Sorry it took 3 posts to ask this question. ;)
Remi, thank you for the suggestion!
The image was already 150 DPI, I have now tried the grayscale version
(attached), but it doesn't find any character in the image? (it finds just a
single space char)
However, I have again converted to BW and it correctly identified all of the
chars! (see bw_test.tif) If you compare bw_test.tif with b.tif (from previous
post) there is not much difference, at least to human eye... Interesting. :)
But I know, tesseract should work on the grayscale image. Does anybody know
why it doesn't?
Another thing, tesseract seems to be able to read much more if I run it over
the whole A4 document - the read-out is far from perfect ('5' instead of '6'
for instance), but at least it reads something...

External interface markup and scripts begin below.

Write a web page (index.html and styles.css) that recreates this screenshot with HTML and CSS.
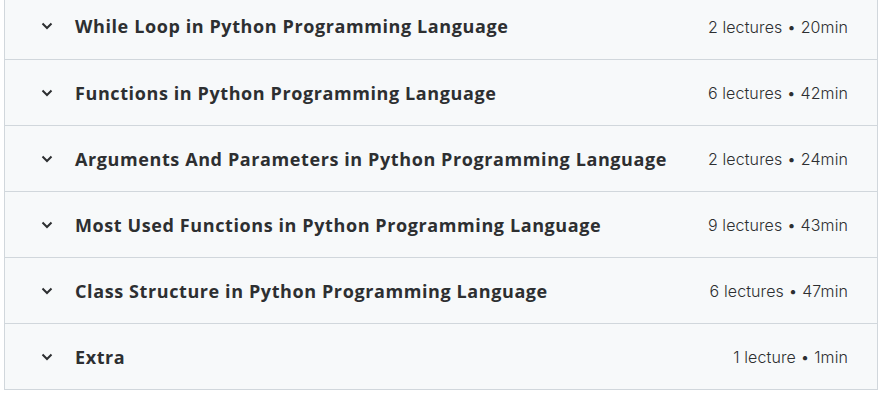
FILE: index.html
```html
<!DOCTYPE html>
<html lang="en">
<head>
    <meta charset="UTF-8">
    <title>Course content</title>
    <link rel="stylesheet" href="styles.css">
</head>
<body>
    <div class="curriculum">
        <div class="section">
            <span class="chev"><svg viewBox="0 0 12 8" width="12" height="8"><path d="M1.5 1.5 6 6 10.5 1.5" fill="none" stroke="#2d2f31" stroke-width="2"/></svg></span>
            <span class="title">While Loop in Python Programming Language</span>
            <span class="meta">2 lectures • 20min</span>
        </div>
        <div class="section">
            <span class="chev"><svg viewBox="0 0 12 8" width="12" height="8"><path d="M1.5 1.5 6 6 10.5 1.5" fill="none" stroke="#2d2f31" stroke-width="2"/></svg></span>
            <span class="title">Functions in Python Programming Language</span>
            <span class="meta">6 lectures • 42min</span>
        </div>
        <div class="section">
            <span class="chev"><svg viewBox="0 0 12 8" width="12" height="8"><path d="M1.5 1.5 6 6 10.5 1.5" fill="none" stroke="#2d2f31" stroke-width="2"/></svg></span>
            <span class="title">Arguments And Parameters in Python Programming Language</span>
            <span class="meta">2 lectures • 24min</span>
        </div>
        <div class="section">
            <span class="chev"><svg viewBox="0 0 12 8" width="12" height="8"><path d="M1.5 1.5 6 6 10.5 1.5" fill="none" stroke="#2d2f31" stroke-width="2"/></svg></span>
            <span class="title">Most Used Functions in Python Programming Language</span>
            <span class="meta">9 lectures • 43min</span>
        </div>
        <div class="section">
            <span class="chev"><svg viewBox="0 0 12 8" width="12" height="8"><path d="M1.5 1.5 6 6 10.5 1.5" fill="none" stroke="#2d2f31" stroke-width="2"/></svg></span>
            <span class="title">Class Structure in Python Programming Language</span>
            <span class="meta">6 lectures • 47min</span>
        </div>
        <div class="section">
            <span class="chev"><svg viewBox="0 0 12 8" width="12" height="8"><path d="M1.5 1.5 6 6 10.5 1.5" fill="none" stroke="#2d2f31" stroke-width="2"/></svg></span>
            <span class="title">Extra</span>
            <span class="meta">1 lecture • 1min</span>
        </div>
    </div>
</body>
</html>
```

FILE: styles.css
```css
body { margin: 0; background: #fff; font-family: "Inter", "Liberation Sans", sans-serif; color: #2d2f31; }
.curriculum { margin: -7px 4px 0 4px; border: 1px solid #d1d7dc; border-top: none; background: #f7f9fa; }
.section { display: flex; align-items: center; height: 65px; padding: 0 29px 0 36px; border-top: 1px solid #d1d7dc; }
.section:first-child { border-top: none; height: 66px; }
.chev { display: flex; width: 12px; margin-right: 22px; }
.title { flex: 1; font-family: "Open Sans", sans-serif; font-weight: 700; font-size: 18px; letter-spacing: 0.6px; }
.meta { font-size: 16px; font-weight: 300; letter-spacing: 0.1px; color: #2d2f31; padding-top: 1px; }
```
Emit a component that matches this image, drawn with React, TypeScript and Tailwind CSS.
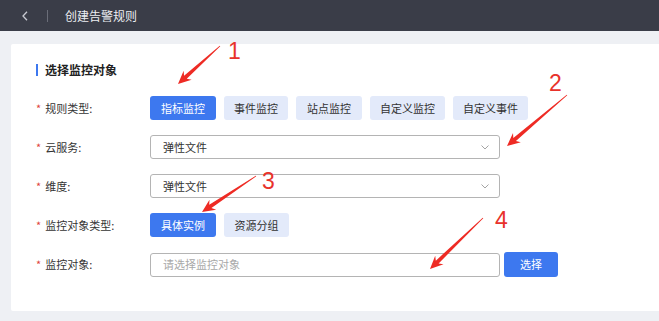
import React from 'react';

const font = { fontFamily: '"Noto Sans CJK SC", "Noto Sans", sans-serif' };

type Arrow = { tx: number; ty: number; px: number; py: number };

const arrows: Arrow[] = [
  { tx: 220, ty: 46, px: 178, py: 84 },
  { tx: 567, ty: 95, px: 507, py: 146 },
  { tx: 256, ty: 176, px: 202, py: 212 },
  { tx: 483, ty: 218, px: 430, py: 269 },
];

function arrowPoints({ tx, ty, px, py }: Arrow) {
  const dx = px - tx;
  const dy = py - ty;
  const len = Math.hypot(dx, dy);
  const ux = dx / len;
  const uy = dy / len;
  const nx = -uy;
  const ny = ux;
  const hl = 13;
  const hw = 6;
  const sw = 2;
  const bx = px - ux * hl;
  const by = py - uy * hl;
  const nbx = px - ux * (hl - 3);
  const nby = py - uy * (hl - 3);
  const pts = [
    [tx + nx * 0.4, ty + ny * 0.4],
    [nbx + nx * sw, nby + ny * sw],
    [bx + nx * hw, by + ny * hw],
    [px, py],
    [bx - nx * hw, by - ny * hw],
    [nbx - nx * sw, nby - ny * sw],
    [tx - nx * 0.4, ty - ny * 0.4],
  ];
  return pts.map((p) => p.join(',')).join(' ');
}

const Label = ({ text }: { text: string }) => (
  <div className="w-[114px] shrink-0 flex items-center text-[11px] text-[#333]">
    <span className="text-[#e0443c] mr-[4px] text-[11px]">*</span>
    {text}
  </div>
);

const Btn = ({ text, active, w }: { text: string; active?: boolean; w: string }) => (
  <div
    className={`${w} h-[24px] rounded-[3px] flex items-center justify-center text-[11px] ${
      active ? 'bg-[#3d78ef] text-white' : 'bg-[#e3eafa] text-[#333]'
    }`}
  >
    {text}
  </div>
);

const Select = ({ value }: { value: string }) => (
  <div className="w-[350px] h-[24px] border border-[#b4b4b4] rounded-[3px] flex items-center justify-between pl-[12px] pr-[10px] text-[11px] text-[#333]">
    <span>{value}</span>
    <svg width="8" height="5" viewBox="0 0 8 5" fill="none">
      <path d="M0.5 0.5 L4 4 L7.5 0.5" stroke="#9a9a9a" strokeWidth="0.9" />
    </svg>
  </div>
);

export default function App() {
  return (
    <div className="relative w-[659px] h-[321px] bg-[#eef0f4] flex flex-col overflow-hidden" style={font}>
      <div className="h-[31px] bg-[#3a3d48] flex items-center shrink-0">
        <svg className="ml-[22px]" width="6" height="10" viewBox="0 0 6 10" fill="none">
          <path d="M5 0.8 L1 5 L5 9.2" stroke="#c8cad2" strokeWidth="1.3" />
        </svg>
        <div className="ml-[19px] w-px h-[12px] bg-[#6a6d78]" />
        <div className="ml-[17px] text-[12px] text-[#eceef2]">创建告警规则</div>
      </div>

      <div className="pt-[13px] pl-[11px]">
        <div className="h-[267px] bg-white rounded-l-[2px] pl-[25px] pt-[19px]">
          <div className="flex items-center h-[14px]">
            <div className="w-[2px] h-[12px] bg-[#3d78ef]" />
            <div className="ml-[7px] text-[12px] font-bold text-[#222]">选择监控对象</div>
          </div>

          <div className="mt-[19px] flex flex-col gap-[15px]">
            <div className="flex">
              <Label text="规则类型:" />
              <div className="flex gap-[8px]">
                <Btn text="指标监控" active w="w-[66px]" />
                <Btn text="事件监控" w="w-[64px]" />
                <Btn text="站点监控" w="w-[66px]" />
                <Btn text="自定义监控" w="w-[75px]" />
                <Btn text="自定义事件" w="w-[75px]" />
              </div>
            </div>
            <div className="flex">
              <Label text="云服务:" />
              <Select value="弹性文件" />
            </div>
            <div className="flex">
              <Label text="维度:" />
              <Select value="弹性文件" />
            </div>
            <div className="flex">
              <Label text="监控对象类型:" />
              <div className="flex gap-[8px]">
                <Btn text="具体实例" active w="w-[66px]" />
                <Btn text="资源分组" w="w-[65px]" />
              </div>
            </div>
            <div className="flex items-center">
              <Label text="监控对象:" />
              <div className="w-[350px] h-[24px] border border-[#b4b4b4] rounded-[3px] flex items-center pl-[12px] text-[11px] text-[#a8a8a8]">
                请选择监控对象
              </div>
              <div className="ml-[4px] w-[54px] h-[25px] rounded-[3px] bg-[#3d78ef] text-white text-[11px] flex items-center justify-center">
                选择
              </div>
            </div>
          </div>
        </div>
      </div>

      <svg className="absolute inset-0 pointer-events-none" width="659" height="321">
        {arrows.map((a, i) => (
          <polygon key={i} points={arrowPoints(a)} fill="#ee2b24" />
        ))}
      </svg>
      {[
        { n: '1', x: 'left-[228px] top-[38px]' },
        { n: '2', x: 'left-[549px] top-[70px]' },
        { n: '3', x: 'left-[262px] top-[168px]' },
        { n: '4', x: 'left-[495px] top-[207px]' },
      ].map((d) => (
        <div
          key={d.n}
          className={`absolute ${d.x} text-[23px] leading-[26px] text-[#e8322b]`}
          style={{ fontFamily: '"Liberation Sans", sans-serif' }}
        >
          {d.n}
        </div>
      ))}
    </div>
  );
}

Any idea what could be done to make it better?
Thank you!
Let me answer my own question: by scaling the image by 200% (enlarging it). It
looks like the characters have some "ideal" height that has a great impact on
OCR accuracy.
Could anybody please comment on that?
What would the ideal font size be for the default data set?
Thanks! :)
Write these lines to /usr/share/tesseract-ocr/tessdata/configs/nodict :
ok_word 0
good_word 0
non_word 0
Then run tess like this:
tesseract b.tif output /usr/share/tesseract-ocr/tessdata/configs/nodict
This is fun... :)
Any other ideas? I still can't get anything from this grayscale tif...
Thanks!
Thanks, that helps - I'll just try different sizes and decide on the best
one. :)
> another thing you can try is probably restricting the output character
> set if you know that there are only alphabets and numbers? There's a
> guide in the FAQ on this matter... "how to recognise digits only?"
> smthg like that...
I have tried:
http://code.google.com/p/tesseract-ocr/wiki/FAQ
But if I use this:
tessedit_char_whitelist 0123456789
I get this error:
error: Could not find variable 'tessedit_char_whitelist'
My guess is that documentation is outdated?

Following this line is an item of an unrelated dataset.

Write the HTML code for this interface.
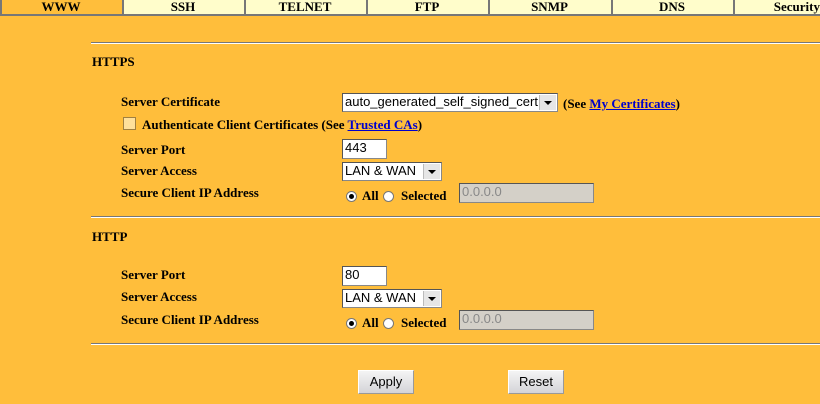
<!DOCTYPE html>
<html><head><style>
body{margin:0;width:820px;height:404px;background:#FFBE3B;position:relative;overflow:hidden;font-family:"Liberation Serif",serif;font-size:13px;font-weight:bold;color:#000}
.a{position:absolute;white-space:nowrap}
.tab{position:absolute;top:0;height:14px;background:#FFFDCB;border-bottom:2px solid #777;text-align:center;line-height:14px;font-size:13px}
.sep{position:absolute;top:0;width:2px;height:16px;background:#777}
.hr{position:absolute;left:91px;width:729px;height:1px;background:#777;border-bottom:1px solid #fff}
.inp{position:absolute;background:#fff;border:1px solid #888;border-top-color:#555;border-left-color:#555;font-family:"Liberation Sans",sans-serif;font-weight:normal;font-size:13px;line-height:16px;padding-left:2px;box-sizing:border-box}
.dis{background:#D4D0C8;color:#888}
.dd{position:absolute;top:1px;right:1px;width:16px;bottom:1px;background:#E6E6E6;border-left:1px solid #bbb}
.dd:after{content:"";position:absolute;left:4px;top:6px;border:4px solid transparent;border-top:4px solid #000;border-bottom:0}
a{color:#00c;text-decoration:underline}
.rad{position:absolute;width:11px;height:11px;border-radius:50%;background:#fff;border:1px solid #777;box-sizing:border-box}
.rad.on:after{content:"";position:absolute;left:2px;top:2px;width:5px;height:5px;border-radius:50%;background:#000}
.btn{position:absolute;background:linear-gradient(#F4F4F4,#D4D4D8);border:1px solid #999;border-top-color:#fff;border-left-color:#fff;font-family:"Liberation Sans",sans-serif;font-weight:normal;font-size:13px;text-align:center;line-height:22px;box-sizing:border-box}
</style></head><body>
<div class="tab" style="left:0;width:122px;background:#FFBE3B">WWW</div>
<div class="tab" style="left:122px;width:122px">SSH</div>
<div class="tab" style="left:244px;width:122px">TELNET</div>
<div class="tab" style="left:366px;width:122px">FTP</div>
<div class="tab" style="left:488px;width:123px">SNMP</div>
<div class="tab" style="left:611px;width:122px">DNS</div>
<div class="tab" style="left:733px;width:87px;text-align:right">Security</div>
<div class="sep" style="left:0"></div><div class="sep" style="left:122px"></div><div class="sep" style="left:244px"></div><div class="sep" style="left:366px"></div><div class="sep" style="left:488px"></div><div class="sep" style="left:611px"></div><div class="sep" style="left:733px"></div>

<div class="hr" style="top:42px"></div>
<div class="a" style="left:92px;top:54px">HTTPS</div>
<div class="a" style="left:121px;top:94px">Server Certificate</div>
<div class="inp" style="left:342px;top:93px;width:216px;height:19px">auto_generated_self_signed_cert<div class="dd"></div></div>
<div class="a" style="left:563px;top:96px">(See <a>My Certificates</a>)</div>
<div class="a" style="left:123px;top:117px;width:13px;height:13px;background:#FFE09A;border:1px solid #A08040;box-sizing:border-box"></div>
<div class="a" style="left:142px;top:117px">Authenticate Client Certificates (See <a>Trusted CAs</a>)</div>
<div class="a" style="left:121px;top:142px">Server Port</div>
<div class="inp" style="left:342px;top:139px;width:45px;height:20px">443</div>
<div class="a" style="left:121px;top:163px">Server Access</div>
<div class="inp" style="left:342px;top:162px;width:100px;height:19px">LAN &amp; WAN<div class="dd"></div></div>
<div class="a" style="left:121px;top:185px">Secure Client IP Address</div>
<div class="rad on" style="left:346px;top:191px"></div>
<div class="a" style="left:362px;top:188px">All</div>
<div class="rad" style="left:383px;top:191px"></div>
<div class="a" style="left:401px;top:188px">Selected</div>
<div class="inp dis" style="left:459px;top:183px;width:135px;height:20px">0.0.0.0</div>

<div class="hr" style="top:216px"></div>
<div class="a" style="left:92px;top:229px">HTTP</div>
<div class="a" style="left:121px;top:267px">Server Port</div>
<div class="inp" style="left:342px;top:266px;width:45px;height:20px">80</div>
<div class="a" style="left:121px;top:289px">Server Access</div>
<div class="inp" style="left:342px;top:289px;width:100px;height:19px">LAN &amp; WAN<div class="dd"></div></div>
<div class="a" style="left:121px;top:312px">Secure Client IP Address</div>
<div class="rad on" style="left:346px;top:318px"></div>
<div class="a" style="left:362px;top:315px">All</div>
<div class="rad" style="left:383px;top:318px"></div>
<div class="a" style="left:401px;top:315px">Selected</div>
<div class="inp dis" style="left:459px;top:310px;width:135px;height:20px">0.0.0.0</div>

<div class="hr" style="top:343px"></div>
<div class="btn" style="left:358px;top:370px;width:56px;height:24px">Apply</div>
<div class="btn" style="left:508px;top:370px;width:56px;height:24px">Reset</div>
</body></html>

If nothing else I could train tess, though I would rather not... it seems
labour-intensive. :)
Thanks again, I appreciate it!
> > > another thing you can try is probably restricting the output character
> > > set if you know that there are only alphabets and numbers? There's a
> > > guide in the FAQ on this matter... "how to recognise digits only?"
> > > smthg like that...
> > ...
> > I get this error:
> > error: Could not find variable 'tessedit_char_whitelist'
> ...
> I ran into the same problem
>
> u need to use tesseract 2.03.
I use tesseract 2.03-1 (debian)... Does it work for you in 2.03? Which OS do
you use?
Thanks!
The problem was in the way I was calling tess executable:
*****
$ tesseract test.tif out /usr/share/tesseract-ocr/tessdata/configs/digits
error: Could not find variable 'tessedit_char_whitelist'
$ tesseract test.tif out digits
Could not open file, digits
$ tesseract test.tif out nobatch digits
Tesseract Open Source OCR Engine
*****
It might be obvious, but it wasn't to me - it looks like you need to
use "nobatch" parameter. It would be nice to have command-line help...
Thank you again, it helps a lot!
Best,
Andrew